I may regret a stock market spin or splurging on a dress without a waist, but I have never regretted an investment in travel.
Every trip I make pays dividends in friendships and photos, in laughter and dreams. I have gained knowledge, perspective and weight. I have lost luggage and horizons. I have not always cared.
In travel, the markets are up early, and I know my dollars have helped. I am bullish on the basket market in Rabat and the cheese market in Beaune.
I was bearish enough in Norway one summer to invest 50 kroner to join the Royal & Ancient Polar Bear Society whose club room is in Hammerfest, far north of the Arctic Circle.
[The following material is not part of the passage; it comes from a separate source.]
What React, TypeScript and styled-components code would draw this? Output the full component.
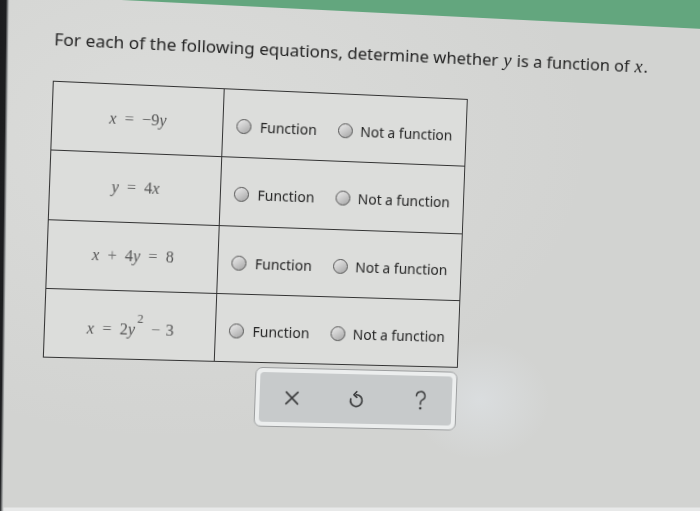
import React from "react";
import styled, { createGlobalStyle } from "styled-components";

/* ---------- perspective of the photographed screen ---------- */
type Pt = [number, number];

function solveLinear(A: number[][], b: number[]): number[] {
  const n = b.length;
  const M = A.map((row, i) => [...row, b[i]]);
  for (let col = 0; col < n; col++) {
    let piv = col;
    for (let r = col + 1; r < n; r++) {
      if (Math.abs(M[r][col]) > Math.abs(M[piv][col])) piv = r;
    }
    [M[col], M[piv]] = [M[piv], M[col]];
    for (let r = 0; r < n; r++) {
      if (r === col) continue;
      const f = M[r][col] / M[col][col];
      for (let c = col; c <= n; c++) M[r][c] -= f * M[col][c];
    }
  }
  return M.map((row, i) => row[n] / row[i]);
}

function homography(src: Pt[], dst: Pt[]): string {
  const A: number[][] = [];
  const b: number[] = [];
  src.forEach(([x, y], i) => {
    const [u, v] = dst[i];
    A.push([x, y, 1, 0, 0, 0, -x * u, -y * u]);
    b.push(u);
    A.push([0, 0, 0, x, y, 1, -x * v, -y * v]);
    b.push(v);
  });
  const [a, bb, c, d, e, f, g, h] = solveLinear(A, b);
  return `matrix3d(${a},${d},0,${g},${bb},${e},0,${h},0,0,1,0,${c},${f},0,1)`;
}

const SCREEN_TRANSFORM = homography(
  [
    [50, 105],
    [465, 105],
    [50, 379],
    [465, 379],
  ],
  [
    [55, 80],
    [470, 100],
    [45, 357],
    [460, 369],
  ]
);

/* ---------- styles ---------- */
const GlobalStyle = createGlobalStyle`
  html, body {
    margin: 0;
    height: 100%;
    overflow: hidden;
  }
  body {
    font-family: "Noto Sans", "Liberation Sans", sans-serif;
    background:
      linear-gradient(90.67deg, #1b1c1e 0, #1d1e20 6px, #77797a 7.5px, #cdcfce 9px, transparent 10px),
      linear-gradient(to bottom, transparent 507px, #e8e9e9 508px),
      radial-gradient(ellipse 70px 60px at 480px 400px, rgba(230, 236, 243, 0.4), transparent),
      radial-gradient(ellipse 420px 300px at 170px 140px, rgba(226, 227, 225, 0.6), transparent),
      #d2d3d1;
  }
  #root {
    height: 100%;
  }
`;

const Screen = styled.div`
  width: 820px;
  transform-origin: 0 0;
  transform: ${SCREEN_TRANSFORM};
  filter: blur(0.3px);
`;

const Header = styled.header`
  margin-top: -60px;
  height: 82px;
  background: #63a67e;
`;

const Content = styled.main`
  padding-left: 50px;
`;

const Prompt = styled.p`
  margin: 32px 0 0;
  font-size: 17px;
  line-height: 20px;
  color: #232323;
  white-space: nowrap;
`;

const PromptVar = styled.i`
  font-family: "Liberation Serif", serif;
  font-size: 19px;
  margin: 0 1px;
`;

const Table = styled.div`
  margin-top: 31px;
  width: 415px;
  box-sizing: border-box;
  display: grid;
  grid-template-columns: 168px 1fr;
  grid-auto-rows: 68.25px;
  border-top: 1px solid #333;
  border-left: 1px solid #333;
  background: #dcdddb;
`;

const Cell = styled.div`
  box-sizing: border-box;
  border-right: 1px solid #333;
  border-bottom: 1px solid #333;
  display: flex;
  align-items: center;
  justify-content: center;
`;

const EquationCell = styled(Cell)`
  font-family: "Liberation Serif", serif;
  font-size: 16px;
  color: #555;
`;

const Equation = styled.span`
  white-space: nowrap;
`;

const ChoiceCell = styled(Cell)`
  padding-top: 6px;
  gap: 21px;
`;

const V = styled.i`
  font-style: italic;
`;

const Op = styled.span<{ $before?: number; $after?: number }>`
  color: #6c6c6c;
  margin: 0 ${(p) => p.$after ?? 8}px 0 ${(p) => p.$before ?? 8}px;
`;

const Sup = styled.span`
  font-size: 12px;
  vertical-align: 12px;
  margin-left: 2px;
`;

const Option = styled.label`
  display: flex;
  align-items: center;
  gap: 8px;
  font-size: 14px;
  color: #242424;
  white-space: nowrap;
`;

const Radio = styled.span`
  width: 15px;
  height: 15px;
  box-sizing: border-box;
  border-radius: 50%;
  border: 1.5px solid #555;
  background: linear-gradient(145deg, #ececec 0%, #cdcdcd 45%, #a4a4a4 100%);
`;

const ToolRow = styled.div`
  width: 415px;
  display: flex;
  justify-content: flex-end;
  margin-top: 4px;
`;

const Toolbar = styled.div`
  width: 205px;
  height: 60px;
  box-sizing: border-box;
  border: 1px solid #9c9e9f;
  border-radius: 7px;
  background: #eceeee;
  padding: 4px;
`;

const ToolInner = styled.div`
  height: 100%;
  border-radius: 4px;
  background: #c7cacb;
  display: grid;
  grid-template-columns: repeat(3, 1fr);
  align-items: center;
  justify-items: center;
`;

const IconButton = styled.button`
  background: none;
  border: 0;
  padding: 0;
  display: flex;
  color: #3a3b3c;
`;

/* ---------- data ---------- */
const rows: React.ReactNode[] = [
  <>
    <V>x</V>
    <Op>=</Op>
    <span>−9</span>
    <V>y</V>
  </>,
  <>
    <V>y</V>
    <Op>=</Op>
    <span>4</span>
    <V>x</V>
  </>,
  <>
    <V>x</V>
    <Op>+</Op>
    <span>4</span>
    <V>y</V>
    <Op>=</Op>
    <span>8</span>
  </>,
  <>
    <V>x</V>
    <Op>=</Op>
    <span>2</span>
    <V>y</V>
    <Sup>2</Sup>
    <Op $before={8} $after={5}>
      −
    </Op>
    <span>3</span>
  </>,
];

const CloseIcon = () => (
  <svg width="17" height="17" viewBox="0 0 16 16" fill="none" stroke="currentColor" strokeWidth="1.6" strokeLinecap="round">
    <path d="M2.5 2.5 L13.5 13.5 M13.5 2.5 L2.5 13.5" />
  </svg>
);

const UndoIcon = () => (
  <svg width="19" height="19" viewBox="0 0 18 18" fill="none" stroke="currentColor" strokeWidth="1.6" strokeLinecap="round" strokeLinejoin="round">
    <path d="M9 4.5 A5.6 5.6 0 1 1 3.6 8.6" />
    <path d="M9.2 1.6 L6.6 4.5 L9.4 6.9" />
  </svg>
);

const HelpIcon = () => (
  <svg width="18" height="24" viewBox="0 0 18 22" fill="none" stroke="currentColor" strokeWidth="1.5" strokeLinecap="round">
    <path d="M4.6 6.6 A4.4 4.4 0 1 1 10.6 10.6 C9.4 11.3 9 12.1 9 13.3 V15" />
    <circle cx="9" cy="19" r="0.6" fill="currentColor" />
  </svg>
);

export default function App() {
  return (
    <>
      <GlobalStyle />
      <Screen>
        <Header />
        <Content>
          <Prompt>
            For each of the following equations, determine whether <PromptVar>y</PromptVar> is a function of{" "}
            <PromptVar>x</PromptVar>.
          </Prompt>
          <Table>
            {rows.map((eq, i) => (
              <React.Fragment key={i}>
                <EquationCell>
                  <Equation>{eq}</Equation>
                </EquationCell>
                <ChoiceCell>
                  <Option>
                    <Radio />
                    Function
                  </Option>
                  <Option>
                    <Radio />
                    Not a function
                  </Option>
                </ChoiceCell>
              </React.Fragment>
            ))}
          </Table>
          <ToolRow>
            <Toolbar>
              <ToolInner>
                <IconButton aria-label="Close">
                  <CloseIcon />
                </IconButton>
                <IconButton aria-label="Undo">
                  <UndoIcon />
                </IconButton>
                <IconButton aria-label="Help">
                  <HelpIcon />
                </IconButton>
              </ToolInner>
            </Toolbar>
          </ToolRow>
        </Content>
      </Screen>
    </>
  );
}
For my investment I received a post card, a certificate of membership, a polar bear lapel pin and an invitation to attend the group's annual meeting on the third Sunday in January at 6 p.m. It will be a dark day in Hammerfest when I do.
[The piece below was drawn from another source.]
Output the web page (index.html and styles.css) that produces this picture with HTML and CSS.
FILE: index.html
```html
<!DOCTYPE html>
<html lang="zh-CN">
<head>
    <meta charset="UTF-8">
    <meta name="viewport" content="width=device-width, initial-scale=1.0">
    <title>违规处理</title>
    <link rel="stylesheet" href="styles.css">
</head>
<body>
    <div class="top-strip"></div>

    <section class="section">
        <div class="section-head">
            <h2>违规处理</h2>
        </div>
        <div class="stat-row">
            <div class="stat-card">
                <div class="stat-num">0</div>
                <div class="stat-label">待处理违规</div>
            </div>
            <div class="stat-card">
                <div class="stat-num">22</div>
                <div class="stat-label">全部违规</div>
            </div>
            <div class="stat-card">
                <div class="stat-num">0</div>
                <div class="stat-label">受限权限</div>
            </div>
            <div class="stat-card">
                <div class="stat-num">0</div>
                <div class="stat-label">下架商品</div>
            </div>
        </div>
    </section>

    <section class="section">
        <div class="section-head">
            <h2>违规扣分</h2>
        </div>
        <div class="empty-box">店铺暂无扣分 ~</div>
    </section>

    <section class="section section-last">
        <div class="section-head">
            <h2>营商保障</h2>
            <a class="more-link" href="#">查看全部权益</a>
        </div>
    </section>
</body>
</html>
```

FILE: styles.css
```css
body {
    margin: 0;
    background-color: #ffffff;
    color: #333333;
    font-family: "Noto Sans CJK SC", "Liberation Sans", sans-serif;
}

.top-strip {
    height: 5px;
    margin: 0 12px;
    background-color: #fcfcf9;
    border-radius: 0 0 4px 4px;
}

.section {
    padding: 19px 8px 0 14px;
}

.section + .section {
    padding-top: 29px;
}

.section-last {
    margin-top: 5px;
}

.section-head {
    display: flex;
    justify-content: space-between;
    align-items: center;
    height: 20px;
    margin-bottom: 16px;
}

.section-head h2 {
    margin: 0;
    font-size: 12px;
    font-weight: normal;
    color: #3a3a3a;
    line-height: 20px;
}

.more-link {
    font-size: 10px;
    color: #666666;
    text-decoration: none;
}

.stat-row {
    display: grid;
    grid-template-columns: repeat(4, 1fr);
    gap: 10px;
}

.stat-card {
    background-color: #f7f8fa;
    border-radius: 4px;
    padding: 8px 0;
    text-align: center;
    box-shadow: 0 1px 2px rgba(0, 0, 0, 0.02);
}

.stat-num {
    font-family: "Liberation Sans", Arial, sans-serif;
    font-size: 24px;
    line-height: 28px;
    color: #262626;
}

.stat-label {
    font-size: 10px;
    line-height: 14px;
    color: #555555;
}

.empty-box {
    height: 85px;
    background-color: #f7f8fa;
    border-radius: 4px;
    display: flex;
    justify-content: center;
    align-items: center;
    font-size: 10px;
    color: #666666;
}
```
I am, by nature, a small spender. I hate to lose much.
Tally of Lost Items
I lost a wooden-handled Swiss umbrella in the Seattle airport--well, I left it behind on a plane. I lost an English guidebook to the Paris Opera House (cost: 10 francs)--well, I left it behind in an airplane seat pocket after reading part of it over Greenland on my way home. In Paris last May I dashed into the Opera House foyer to spring for another. They were out of the English edition, but offered me a deal on the German. I decided to wait.
I have invested in the restoration of the old stone church in Murbach, in the gentle hills of Alsace, by dropping some coins into a wooden box by the door. I have diversified by supporting congregations from Sitka to Kauai, in return for a song.
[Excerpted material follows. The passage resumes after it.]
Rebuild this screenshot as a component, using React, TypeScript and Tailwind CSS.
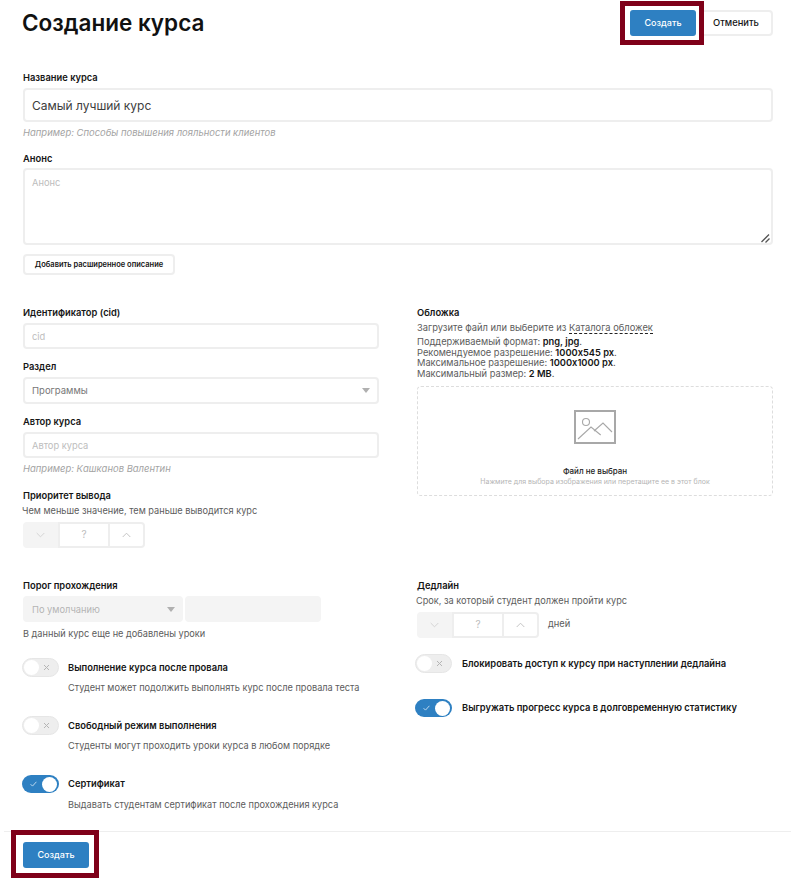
import React from 'react'

const fontStyle = "font-['Inter','Liberation_Sans',sans-serif]"

const Label = ({ children, className = '' }: { children: React.ReactNode; className?: string }) => (
    <p className={`translate-y-[1px] text-[9.35px] leading-[12px] font-semibold text-[#151515] ${className}`}>{children}</p>
)

const Hint = ({ children, className = '' }: { children: React.ReactNode; className?: string }) => (
    <p className={`translate-y-[1px] text-[9.45px] leading-[12px] italic text-[#a3a3a3] ${className}`}>{children}</p>
)

const Desc = ({ children, className = '' }: { children: React.ReactNode; className?: string }) => (
    <p className={`translate-y-[1px] text-[9.2px] leading-[12px] text-[#5c5c5c] ${className}`}>{children}</p>
)

const TextInput = ({ placeholder, className = '' }: { placeholder: string; className?: string }) => (
    <input
        type="text"
        placeholder={placeholder}
        className={`block w-full h-[26px] px-[7px] border-2 border-[#eeeeee] rounded-[4px] text-[9.3px] placeholder:text-[#bdbdbd] outline-none ${className}`}
    />
)

const Caret = () => (
    <span className="w-0 h-0 border-l-[4.5px] border-r-[4.5px] border-t-[5px] border-l-transparent border-r-transparent border-t-[#b0b0b0]" />
)

const Stepper = () => (
    <div className="flex w-[122px] h-[26px]">
        <div className="w-[35px] bg-[#f4f4f4] rounded-l-[4px] flex items-center justify-center">
            <svg width="9" height="6" viewBox="0 0 9 6" fill="none" stroke="#d4d4d4" strokeWidth="1"><path d="M.7 1l3.8 3.8L8.3 1" /></svg>
        </div>
        <div className="w-[52px] border-2 border-[#eeeeee] flex items-center justify-center text-[10px] text-[#bdbdbd] pb-[2px]">?</div>
        <div className="w-[35px] border-y-2 border-r-2 border-[#eeeeee] rounded-r-[4px] flex items-center justify-center">
            <svg width="9" height="6" viewBox="0 0 9 6" fill="none" stroke="#c4c4c4" strokeWidth="1"><path d="M.7 5l3.8-3.8L8.3 5" /></svg>
        </div>
    </div>
)

const Toggle = ({ on = false }: { on?: boolean }) =>
    on ? (
        <div className="w-[37px] h-[18px] shrink-0 rounded-full bg-[#2e80c2] flex items-center justify-between pl-[8px] pr-[2px]">
            <svg width="7" height="6" viewBox="0 0 7 6" fill="none" stroke="#bcd8ee" strokeWidth="1"><path d="M.6 3.2l1.9 1.9L6.4.8" /></svg>
            <span className="w-[15px] h-[15px] rounded-full bg-white" />
        </div>
    ) : (
        <div className="w-[37px] h-[19px] shrink-0 rounded-full bg-[#eeeeee] border border-[#e6e6e6] flex items-center justify-between pl-[1px] pr-[8px]">
            <span className="w-[15px] h-[15px] rounded-full bg-white" />
            <svg width="7" height="7" viewBox="0 0 7 7" fill="none" stroke="#b5b5b5" strokeWidth="1"><path d="M1 1l5 5M6 1L1 6" /></svg>
        </div>
    )

const ToggleRow = ({ on, title, text, className = '' }: { on?: boolean; title: string; text?: string; className?: string }) => (
    <div className={`flex -ml-[1px] ${className}`}>
        <Toggle on={on} />
        <div className={on ? 'pt-[2px]' : 'pt-[3px]'}>
            <Label>{title}</Label>
            {text && <Desc className={on ? 'mt-[9px]' : 'mt-[8px]'}>{text}</Desc>}
        </div>
    </div>
)

const CreateButton = () => (
    <button className="block w-[66px] h-[26px] rounded-[3px] bg-[#2e80c2] text-white text-[9px] font-medium">Создать</button>
)

const App = () => {
    return (
        <div className={`relative w-[791px] h-[878px] overflow-hidden bg-white text-[#151515] ${fontStyle}`}>
            <div className="pl-[23px] pr-[18px]">
                <div className="flex items-start justify-between pt-[10px] h-[71px]">
                    <h1 className="-ml-[1px] -mt-[2px] text-[22.5px] leading-[30px] font-semibold text-[#111111]">Создание курса</h1>
                    <div className="flex gap-[3px]">
                        <CreateButton />
                        <button className="w-[74px] h-[26px] rounded-[4px] border-2 border-[#eeeeee] text-[9.4px] font-medium">Отменить</button>
                    </div>
                </div>

                <Label>Название курса</Label>
                <input
                    type="text"
                    defaultValue="Самый лучший курс"
                    className="block w-full h-[34px] mt-[5px] px-[7px] border-2 border-[#eeeeee] rounded-[4px] text-[12px] text-[#3d3d3d] outline-none"
                />
                <Hint className="mt-[4px]">Например: Способы повышения лояльности клиентов</Hint>
                <Label className="mt-[14px]">Анонс</Label>
                <div className="relative mt-[4px]">
                    <textarea
                        placeholder="Анонс"
                        className="block w-full h-[77px] px-[7px] py-[6px] border-2 border-[#eeeeee] rounded-[4px] text-[9.3px] placeholder:text-[#bdbdbd] outline-none resize-none"
                    />
                    <svg className="absolute right-[3px] bottom-[2px]" width="9" height="9" viewBox="0 0 9 9" fill="none" stroke="#555555" strokeWidth="1.3">
                        <path d="M.5 8L8 .5M4.5 8.5L8.5 4.5" />
                    </svg>
                </div>
                <button className="block w-[152px] h-[21px] mt-[9px] border-2 border-[#eeeeee] rounded-[4px] text-[7.5px] font-semibold">Добавить расширенное описание</button>

                <div className="grid grid-cols-[356px_356px] gap-x-[38px] mt-[31px]">
                    <div>
                        <Label>Идентификатор (cid)</Label>
                        <TextInput placeholder="cid" className="mt-[5px]" />
                        <Label className="mt-[11px]">Раздел</Label>
                        <div className="flex items-center justify-between h-[27px] mt-[5px] px-[7px] border-2 border-[#eeeeee] rounded-[4px] text-[9.5px] text-[#777777]">
                            <span className="pt-[1px]">Программы</span>
                            <Caret />
                        </div>
                        <Label className="mt-[11px]">Автор курса</Label>
                        <TextInput placeholder="Автор курса" className="mt-[5px]" />
                        <Hint className="mt-[4px]">Например: Кашканов Валентин</Hint>
                        <Label className="mt-[15px]">Приоритет вывода</Label>
                        <Desc className="mt-[3px] -ml-[1px]">Чем меньше значение, тем раньше выводится курс</Desc>
                        <div className="mt-[6px]"><Stepper /></div>
                    </div>

                    <div>
                        <Label>Обложка</Label>
                        <p className="mt-[3px] translate-y-[1px] text-[9.35px] leading-[12px] text-[#5c5c5c]">
                            Загрузите файл или выберите из{' '}
                            <span className="border-b border-dashed border-[#222222]">Каталога обложек</span>
                        </p>
                        <div className="mt-[4px] text-[9.3px] leading-[10.7px] text-[#5c5c5c]">
                            <p>Поддерживаемый формат: <b className="font-semibold text-[#151515]">png, jpg</b>.</p>
                            <p>Рекомендуемое разрешение: <b className="font-semibold text-[#151515]">1000x545 px</b>.</p>
                            <p>Максимальное разрешение: <b className="font-semibold text-[#151515]">1000x1000 px</b>.</p>
                            <p>Максимальный размер: <b className="font-semibold text-[#151515]">2 MB</b>.</p>
                        </div>
                        <div className="flex flex-col items-center h-[110px] mt-[6px] pt-[23px] border border-dashed border-[#dddddd] rounded-[4px]">
                            <svg width="42" height="34" viewBox="0 0 42 34" fill="none" stroke="#a8a8a8" strokeWidth="1.1">
                                <rect x="1" y="1" width="40" height="32" strokeWidth="2" />
                                <circle cx="12" cy="12" r="3.5" />
                                <path d="M4 29L17 17l9.7 8M20 21l9-8 9 9" />
                            </svg>
                            <p className="mt-[22px] text-[8px] leading-[10px] font-medium text-[#222222]">Файл не выбран</p>
                            <p className="mt-[1px] text-[7px] leading-[10px] text-[#b5b5b5]">Нажмите для выбора изображения или перетащите ее в этот блок</p>
                        </div>
                    </div>
                </div>

                <div className="grid grid-cols-[356px_356px] gap-x-[38px] mt-[31px]">
                    <div>
                        <Label>Порог прохождения</Label>
                        <div className="flex gap-[2px] mt-[5px]">
                            <div className="flex items-center justify-between w-[160px] h-[26px] px-[9px] pr-[8px] rounded-[4px] bg-[#f4f4f4] text-[9.3px] text-[#b5b5b5]">
                                <span className="pt-[1px]">По умолчанию</span>
                                <Caret />
                            </div>
                            <div className="w-[136px] h-[26px] rounded-[4px] bg-[#f4f4f4]" />
                        </div>
                        <Desc className="mt-[5px]">В данный курс еще не добавлены уроки</Desc>
                        <ToggleRow className="mt-[19px] gap-[9px]" title="Выполнение курса после провала" text="Студент может подолжить выполнять курс после провала теста" />
                        <ToggleRow className="mt-[23px] gap-[9px]" title="Свободный режим выполнения" text="Студенты могут проходить уроки курса в любом порядке" />
                        <ToggleRow on className="mt-[24px] gap-[9px]" title="Сертификат" text="Выдавать студентам сертификат после прохождения курса" />
                    </div>

                    <div>
                        <Label>Дедлайн</Label>
                        <Desc className="mt-[3px] -ml-[1px]">Срок, за который студент должен пройти курс</Desc>
                        <div className="flex items-center gap-[9px] mt-[6px]">
                            <Stepper />
                            <span className="text-[9.3px] text-[#5c5c5c] pb-[2px]">дней</span>
                        </div>
                        <div className="mt-[16px] -ml-[1px]"><ToggleRow className="gap-[10px]" title="Блокировать доступ к курсу при наступлении дедлайна" /></div>
                        <div className="mt-[26px] -ml-[1px]"><ToggleRow on className="gap-[10px]" title="Выгружать прогресс курса в долговременную статистику" /></div>
                    </div>
                </div>
            </div>

            <div className="mt-[21px] ml-[4px] pl-[19px] pt-[10px] border-t border-[#eeeeee]">
                <CreateButton />
            </div>

            {/* red annotation frames */}
            <div className="absolute left-[620px] top-[1px] w-[84px] h-[44px] border-[5px] border-[#7f0019]" />
            <div className="absolute left-[11px] top-[830px] w-[88px] h-[48px] border-[5px] border-[#7f0019]" />
        </div>
    )
}

export default App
I have invested in New Zealand by renting a post box at Milford Sound on the rugged west coast of the South Island. Why? Because the place is beautiful. Because the sound is silent. Because it was June. Because I was there.
I've never claimed my investments were not emotional.
I have invested in heavy souvenirs, from a Balinese gender to an English stick barometer. I toted the latter home to Southern California where the mercury rarely moves, but the rosewood case rises on my living room wall.
I have invested in Oscar de la Renta toilet water each time I have passed through a duty-free shop.
I invested $7.31 ($6.95 plus tax) on "Cheap Eats in Paris," a 1986-87 guide to 100 inexpensive restaurants and bistros, a paperback that's available by mail from Cobble & Mickle Books, Box 3521, San Diego 92103.
I figure I recouped that investment with one scrumptious meal at Le Pichet, a farm-fresh restaurant with rustic decor and splendid seafood just steps from the Champs-Elysees.